Things Are Collections Of Memories & Meaning

GIPHY

The big reason we hold onto things is that they're not just things to us. A cheese knife is not really just a cheese knife; our feelings about it include how we came to own it, how we used it, and the memories we attach to its use. We have practical possessions (and impractical possessions that we believe will one day become practical), but much of our "stuff" is in our lives because of this type of attachment.

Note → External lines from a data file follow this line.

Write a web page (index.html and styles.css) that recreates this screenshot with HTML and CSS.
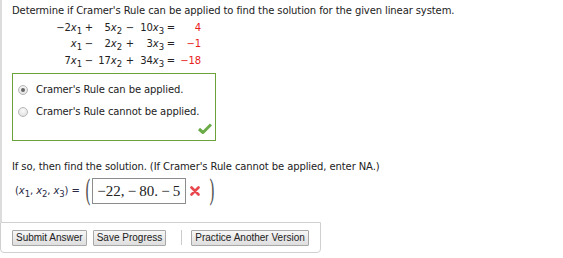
FILE: index.html
```html
<!DOCTYPE html>
<html>
<head>
<meta charset="utf-8">
<link rel="stylesheet" href="styles.css">
</head>
<body>
<div class="question">
  <div class="prompt">Determine if Cramer's Rule can be applied to find the solution for the given linear system.</div>
  <div class="system">
    <span class="t">−2<i>x</i><sub>1</sub></span><span class="op">+</span><span class="t">5<i>x</i><sub>2</sub></span><span class="op">−</span><span class="t">10<i>x</i><sub>3</sub></span><span class="op">=</span><span class="rhs">4</span>
    <span class="t"><i>x</i><sub>1</sub></span><span class="op">−</span><span class="t">2<i>x</i><sub>2</sub></span><span class="op">+</span><span class="t">3<i>x</i><sub>3</sub></span><span class="op">=</span><span class="rhs">−1</span>
    <span class="t">7<i>x</i><sub>1</sub></span><span class="op">−</span><span class="t">17<i>x</i><sub>2</sub></span><span class="op">+</span><span class="t">34<i>x</i><sub>3</sub></span><span class="op">=</span><span class="rhs">−18</span>
  </div>
  <div class="choices">
    <div class="choice"><span class="radio checked"></span><span>Cramer's Rule can be applied.</span></div>
    <div class="choice"><span class="radio"></span><span>Cramer's Rule cannot be applied.</span></div>
    <svg class="check" width="14" height="11" viewBox="0 0 14 11"><path d="M1 6 L5 9.5 L13 1.5" fill="none" stroke="#6aab47" stroke-width="3" stroke-linejoin="round"/></svg>
  </div>
  <div class="prompt2">If so, then find the solution. (If Cramer's Rule cannot be applied, enter NA.)</div>
  <div class="answer">
    <span class="vars">(<i>x</i><sub>1</sub>, <i>x</i><sub>2</sub>, <i>x</i><sub>3</sub>) =</span>
    <span class="paren">(</span>
    <span class="box">−22, − 80. − 5</span>
    <svg class="wrong" width="10" height="10" viewBox="0 0 10 10"><path d="M1.5 1.5 L8.5 8.5 M8.5 1.5 L1.5 8.5" stroke="#e8484d" stroke-width="2.6" stroke-linecap="round"/></svg>
    <span class="paren close">)</span>
  </div>
</div>
<div class="buttons">
  <button class="btn">Submit Answer</button>
  <button class="btn">Save Progress</button>
  <span class="sep"></span>
  <button class="btn">Practice Another Version</button>
</div>
</body>
</html>
```
FILE: styles.css
```css
html, body {
  margin: 0;
  padding: 0;
  background: #fff;
}
body {
  font-family: "DejaVu Sans", Verdana, sans-serif;
  font-size: 10px;
  letter-spacing: -0.1px;
  color: #222;
  width: 563px;
  height: 258px;
  overflow: hidden;
}
.question {
  border-left: 2px solid #dcdcdc;
  padding: 4px 0 0 10px;
  height: 218px;
}
.prompt {
  line-height: 14px;
}
.system {
  margin-left: 43px;
  margin-top: 1px;
  display: grid;
  grid-template-columns: 27px 14px 26px 16px 26px 14px 23px;
  grid-auto-rows: 16.5px;
  align-items: center;
}
.system i, .vars i {
  font-style: italic;
}
sub {
  font-size: 8.5px;
  vertical-align: -3px;
  line-height: 0;
}
.t { text-align: right; white-space: nowrap; }
.op { text-align: center; }
.rhs { text-align: right; color: #e8201a; }
.choices {
  margin-top: 4px;
  width: 202px;
  height: 61px;
  border: 1px solid #6ba33a;
  position: relative;
  padding-top: 5px;
}
.choice {
  display: flex;
  align-items: center;
  height: 22px;
  padding-left: 5px;
  white-space: nowrap;
}
.radio {
  flex: none;
  width: 10px;
  height: 10px;
  border-radius: 50%;
  box-sizing: border-box;
  border: 1px solid #b8b8b8;
  background: radial-gradient(circle at 50% 35%, #fafafa, #dcdcdc);
  margin-right: 8px;
  position: relative;
}
.radio.checked::after {
  content: "";
  position: absolute;
  left: 2px;
  top: 2px;
  width: 4px;
  height: 4px;
  border-radius: 50%;
  background: #666;
}
.check {
  position: absolute;
  right: 3px;
  bottom: 6px;
}
.prompt2 {
  margin-top: 19px;
  line-height: 14px;
}
.answer {
  display: flex;
  align-items: center;
  margin-top: 4px;
  padding-left: 3px;
  height: 26px;
}
.vars {
  color: #2a2a44;
  margin-right: 3px;
  white-space: nowrap;
}
.paren {
  font-family: "DejaVu Serif", serif;
  font-size: 30px;
  line-height: 26px;
  color: #555;
  transform: scaleX(0.5);
  margin: 0 -1px;
}
.paren.close {
  margin-left: 6px;
}
.box {
  flex: none;
  border: 1px solid #8c8c8c;
  height: 24px;
  width: 88px;
  padding-left: 4px;
  padding-right: 0;
  font-family: "Liberation Serif", "Times New Roman", serif;
  font-size: 15px;
  letter-spacing: 0;
  word-spacing: -0.6px;
  line-height: 24px;
  color: #222;
  white-space: nowrap;
  overflow: hidden;
}
.wrong {
  margin-left: 4px;
}
.buttons {
  border: 1px solid #d0d0d0;
  border-radius: 0 0 4px 4px;
  display: flex;
  align-items: center;
  padding-left: 11px;
  box-sizing: border-box;
  width: 321px;
  height: 31px;
}
.btn {
  flex: none;
  white-space: nowrap;
  font-family: "Liberation Sans", Arial, sans-serif;
  font-size: 10px;
  letter-spacing: 0;
  color: #222;
  height: 16px;
  padding: 0 3px;
  margin: 0 6px 0 0;
  border: 1px solid #a8a8a8;
  border-radius: 1px;
  background: linear-gradient(#f7f7f7, #dedede);
  line-height: 14px;
}
.sep {
  flex: none;
  width: 1px;
  height: 15px;
  background: #ccc;
  margin: 0 9px 0 9px;
}
```
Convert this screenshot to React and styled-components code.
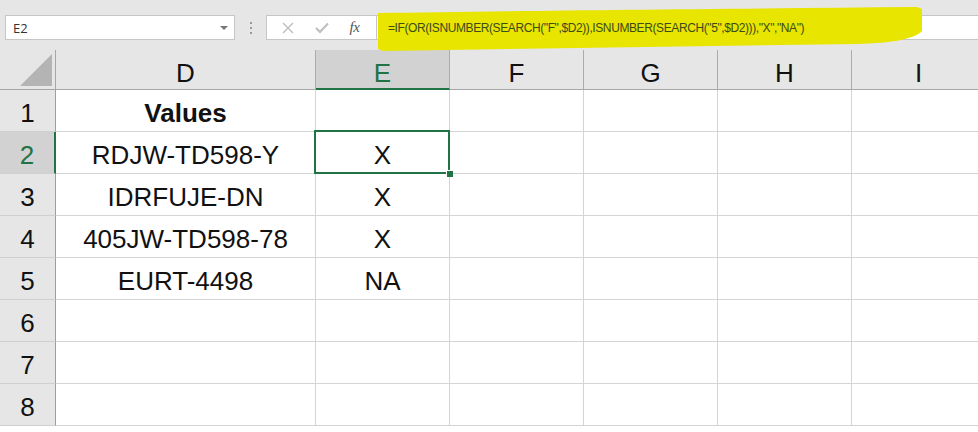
import React from "react";
import styled, { createGlobalStyle, css } from "styled-components";

const GREEN = "#217346";

const Global = createGlobalStyle`
  html, body { margin: 0; padding: 0; background: #fff; }
  body { font-family: "Liberation Sans", Arial, sans-serif; overflow: hidden; }
  * { box-sizing: border-box; }
`;

const Frame = styled.div`
  position: relative;
  width: 978px;
  height: 432px;
  overflow: hidden;
  background: #fff;
`;

const TopBar = styled.div`
  position: relative;
  z-index: 5;
  height: 50px;
  background: #e6e6e6;
  display: flex;
  align-items: flex-start;
  padding: 15px 0 0 5px;
`;

const NameBox = styled.div`
  width: 230px;
  height: 25px;
  background: #fff;
  border: 1px solid #c6c6c6;
  display: flex;
  align-items: center;
  justify-content: space-between;
  padding: 0 6px 0 7px;
  font-family: "Open Sans", "Noto Sans", sans-serif;
  font-size: 13px;
  color: #333;
`;

const Caret = styled.span`
  width: 0;
  height: 0;
  border-left: 4px solid transparent;
  border-right: 4px solid transparent;
  border-top: 4px solid #777;
`;

const Dots = styled.div`
  width: 31px;
  height: 25px;
  display: flex;
  flex-direction: column;
  align-items: center;
  justify-content: center;
  gap: 3px;
  & > span {
    width: 2px;
    height: 2px;
    background: #9a9a9a;
  }
`;

const FxBox = styled.div`
  width: 110px;
  height: 25px;
  background: #fff;
  border: 1px solid #c6c6c6;
  border-right: none;
  display: flex;
  align-items: center;
  justify-content: space-around;
  padding: 0 6px 0 4px;
`;

const FxLabel = styled.span`
  font-family: "Liberation Serif", "Times New Roman", serif;
  font-style: italic;
  font-size: 15px;
  color: #555;
  letter-spacing: -0.5px;
`;

const FormulaInput = styled.div`
  flex: 1;
  height: 25px;
  background: #fff;
  border-top: 1px solid #c6c6c6;
  border-bottom: 1px solid #c6c6c6;
  border-left: 1px solid #c6c6c6;
  display: flex;
  align-items: center;
  padding-left: 11px;
  font-family: "Liberation Sans", Arial, sans-serif;
  font-size: 12px;
  letter-spacing: -0.4px;
  color: #3d4a1a;
  white-space: nowrap;
  position: relative;
`;

const FormulaText = styled.span`
  position: relative;
  z-index: 2;
`;

const Highlight = styled.svg`
  position: absolute;
  left: 0;
  top: -16px;
  z-index: 1;
  pointer-events: none;
  overflow: visible;
`;

const Sheet = styled.div`
  display: grid;
  grid-template-columns: 56px 260px repeat(5, 134px);
  grid-template-rows: 40px repeat(8, 42px);
  width: 986px;
`;

const cellText = css`
  font-family: "Liberation Sans", Arial, sans-serif;
  font-size: 26px;
  line-height: 26px;
  display: flex;
  align-items: flex-end;
  justify-content: center;
`;

const Corner = styled.div`
  background: #e6e6e6;
  border-right: 1px solid #a6a6a6;
  border-bottom: 1px solid #a6a6a6;
  position: relative;
  &::after {
    content: "";
    position: absolute;
    right: 3px;
    bottom: 3px;
    width: 0;
    height: 0;
    border-left: 32px solid transparent;
    border-bottom: 32px solid #b4b4b4;
  }
`;

const ColHead = styled.div`
  ${cellText}
  background: ${(p) => (p.$active ? "#d2d2d2" : "#e6e6e6")};
  color: ${(p) => (p.$active ? GREEN : "#111")};
  border-right: 1px solid #ababab;
  border-bottom: ${(p) => (p.$active ? `2px solid ${GREEN}` : "1px solid #a6a6a6")};
  padding-bottom: ${(p) => (p.$active ? "2px" : "3px")};
`;

const RowHead = styled.div`
  ${cellText}
  padding-bottom: 5px;
  background: ${(p) => (p.$active ? "#d2d2d2" : "#e6e6e6")};
  color: ${(p) => (p.$active ? GREEN : "#111")};
  border-bottom: 1px solid #cfcfcf;
  border-right: ${(p) => (p.$active ? `2px solid ${GREEN}` : "1px solid #9e9e9e")};
`;

const Cell = styled.div`
  ${cellText}
  padding-bottom: 5px;
  color: #111;
  font-weight: ${(p) => (p.$bold ? 700 : 400)};
  border-right: 1px solid #d4d4d4;
  border-bottom: 1px solid #d4d4d4;
  position: relative;
  ${(p) =>
    p.$selected &&
    css`
      &::before {
        content: "";
        position: absolute;
        left: -2px;
        top: -2px;
        right: -1px;
        bottom: -1px;
        border: 2px solid ${GREEN};
        z-index: 2;
      }
      &::after {
        content: "";
        position: absolute;
        right: -4px;
        bottom: -4px;
        width: 6px;
        height: 6px;
        background: ${GREEN};
        border-left: 1px solid #fff;
        border-top: 1px solid #fff;
        box-sizing: content-box;
        z-index: 3;
      }
    `}
`;

const cols = ["D", "E", "F", "G", "H", "I"];
const data = [
  ["Values", ""],
  ["RDJW-TD598-Y", "X"],
  ["IDRFUJE-DN", "X"],
  ["405JW-TD598-78", "X"],
  ["EURT-4498", "NA"],
  ["", ""],
  ["", ""],
  ["", ""],
];

const formula = '=IF(OR(ISNUMBER(SEARCH("F",$D2)),ISNUMBER(SEARCH("5",$D2))),"X","NA")';

export default function App() {
  return (
    <Frame>
      <Global />
      <TopBar>
        <NameBox>
          <span>E2</span>
          <Caret />
        </NameBox>
        <Dots>
          <span />
          <span />
          <span />
        </Dots>
        <FxBox>
          <svg width="12" height="12" viewBox="0 0 12 12">
            <path d="M1 1 L11 11 M11 1 L1 11" stroke="#bdbdbd" strokeWidth="1.4" fill="none" />
          </svg>
          <svg width="14" height="12" viewBox="0 0 14 12">
            <path d="M1 6 L5 10 L13 1.5" stroke="#bdbdbd" strokeWidth="2" fill="none" />
          </svg>
          <FxLabel>fx</FxLabel>
        </FxBox>
        <FormulaInput>
          <Highlight width="560" height="52" viewBox="0 0 560 52">
            <path
              d="M1,13 C120,11 330,9 540,7 L545,9 L545,31 C538,39 515,43 480,44 L200,48 L6,51 L1,49 Z"
              fill="#e8e500"
            />
          </Highlight>
          <FormulaText>{formula}</FormulaText>
        </FormulaInput>
      </TopBar>
      <Sheet>
        <Corner />
        {cols.map((c) => (
          <ColHead key={c} $active={c === "E"}>
            {c}
          </ColHead>
        ))}
        {data.map((row, i) => (
          <React.Fragment key={i}>
            <RowHead $active={i === 1}>{i + 1}</RowHead>
            <Cell $bold={i === 0}>{row[0]}</Cell>
            <Cell $selected={i === 1}>{row[1]}</Cell>
            <Cell />
            <Cell />
            <Cell />
            <Cell />
          </React.Fragment>
        ))}
      </Sheet>
    </Frame>
  );
}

A famous 1995 study identified four major different categories of attachment we feel towards the non-utilitarian stuff in our lives: stuff that reminds us of other people, stuff that expresses individual identity, stuff that isn't absolutely necessary and could be disposed of, and stuff that inspires ambivalent feelings (a mixture of pleasure and irritation, for instance). Things can be in more that one category at the same time: a soup ladle can be both utilitarian and a gift from a much-loved parent, for instance. Items that fit into the two first categories are the ones most likely to be accumulated over time because of our attitudes about the importance of memory and self.

Throwing those things away is also perceived, consciously or not, as a kind of threat. "Possessions with such properties become an extension of the self... therefore, the loss of these possessions is a threat to self-identity," researchers argued in the Journal Of Consumer Psychology in 2010. "The loss of special possessions elicits strong negative reactions because special possessions are identity markers, and the loss of an identity marker is a symbolic form of death of self." Things root us in one place and root our selves more firmly in the world.  

This, in a nutshell, is why you keep all the random stuff you inherited from your grandmother and why you keep buying specific items for yourself over and over until you form a collection (antique poison rings, perhaps, or a screen-printed cushion cover of a pug). They're reinforcements of particularly important types of identity, and we keep them as armor just in case that identity is under threat. That explanation may not bring much comfort to the roommate who's been complaining about how much of the living room has been consumed by your novelty teddy bear collection, of course. But it's worth a shot.